The hospitality industry is starting to realize what sports venues have to offer, Adolfson said. "Sports facilities have been non-traditional sites for meeting planners. They are generally not as aware as they should be as to what we have to offer. There is a tendency for them to think that when baseball is over, we shrink-wrap the place and they can't get in or that it's too expensive to book. Through this partnership, we're getting the word out that it's easy and cost effective."

Adolfson said Aramark tries to position its food and beverage services to be competitively priced when compared to hotel chains.

Aramark's marketing efforts include inviting suite holders and corporate sponsors to "open houses" with food and drink to give prospective customers a taste of the non-event atmosphere. A function at Camden Yards drew 5,000 to 8,000, said Adolfson, the result of a collaboration between Aramark, the Baltimore Orioles and the Maryland Stadium Authority.

Sportservice, Levy Restaurants, Boston Concessions and Centerplate are others actively seeking non-event business. At Miller Park in Milwaukee, Sportservice keeps busy with its .300 Club function room areas. The Brewers and their food service provider book an average of 150 non-event days annually, with a large concentration slated during the winter holiday season, said Tom Olson, Sportservice on-site general manager.

"From Thanksgiving up until Christmas, we're booked solid, doing four to five per day," Olson said. Non-event revenues can amount to as much as $750,000 a year for Sportservice at Miller Park, he said. "It's nice to have a building with different areas that you can generate cash flow in the off-season. Sometimes it's hit and miss, but overall there's a lot of action to be had both during the season and off-season."
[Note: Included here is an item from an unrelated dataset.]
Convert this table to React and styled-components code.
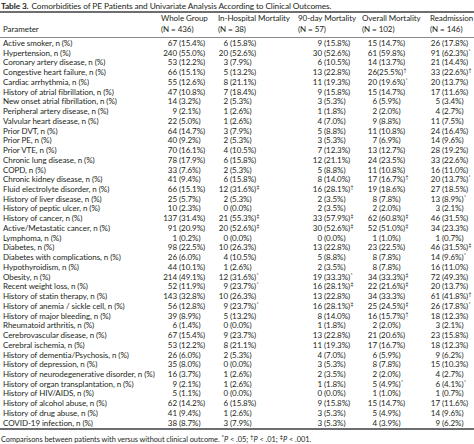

For the second consecutive year, charitable organization Star of Hope booked Miller Park for a Green Bay Packers game to be aired on the giant video board. Last year, 1,400 Packers fans bought tickets for the event featuring a tailgate-style buffet meal. They watch the game from fixed seating.
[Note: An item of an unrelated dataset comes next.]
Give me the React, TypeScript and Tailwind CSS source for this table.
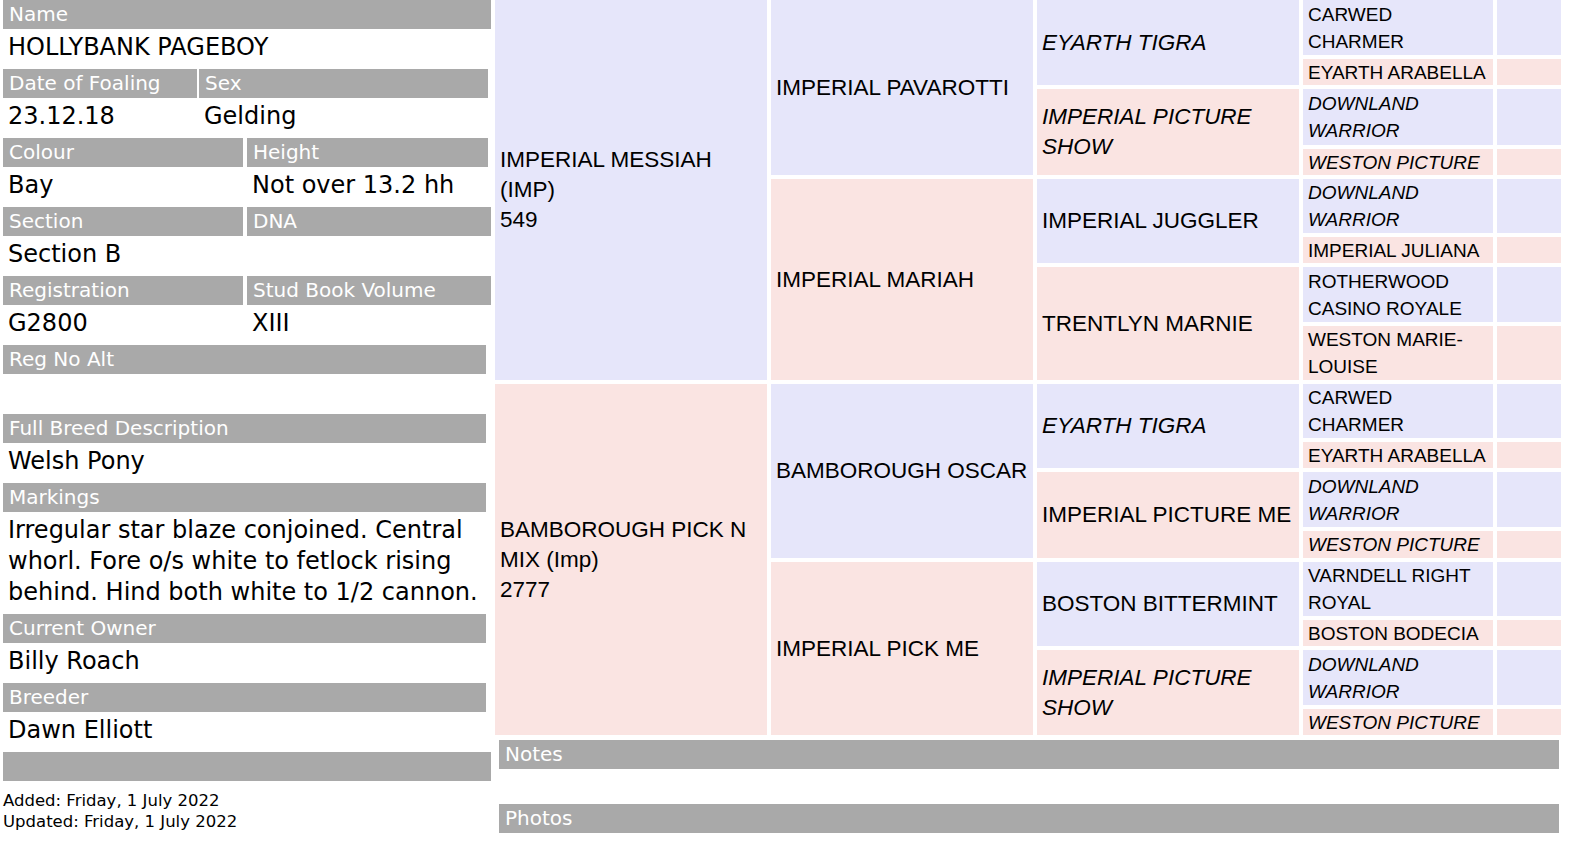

Sportservice plans to push non-game-day functions internationally when refurbished Wembley Stadium opens in London in late 2005 or early 2006, said John Fernbach, group president of contract services for Delaware North Cos.

"The whole business plan is to augment event days, because only 26 of 365 days will be used for English football and rugby," Fernbach said. "But we can take that venue with its two clubs, one with room for 1,250 and a larger one for 1,650, and turn them into spectacular settings for conferences and other intimate gatherings."

Centerplate senior vice president Doug Drewes said it is difficult for him to quantify non-event business, but said, "There is a much higher focus on that segment now, especially if you're not able to maintain profit margins. To offset the shrinking bottom line, you have to grow the top line. The proliferation of new buildings and nice club areas has us and our clients looking for ways to do that. The newer facilities are approaching it like any convention center does with catering. It's just good business; you get more revenue in the building."

Dan Smith, another Centerplate vice president based in New York/New Jersey, said Yankee Stadium is among the list of older facilities aiming to join its more modern counterparts with non-event business. "We've had several corporate picnics on the field," he said. "The problem is that because the ballpark was built in 1923, we don't have large, expansive space. We have to sell nostalgia — and it sells well."

Andy Lansing, recently promoted to chief executive officer of Levy Restaurants, said the special event side of concessions has always been a priority at Levy. "We're not a Johnny-come-lately. Growing up as a restaurateur, event sales were a major part of our business, maximizing space to attract private groups served by professional sales managers," he said.

"Stadiums and arenas are no different. With a limited number of games, you have this spectacular space, so what better way to use it than for non-event dates. You can't beat the setting. It's a natural. We've done tons of weddings and bar mitzvahs at U.S. Cellular Field in Chicago. If you have a child involved in sports, there is no cooler place to be."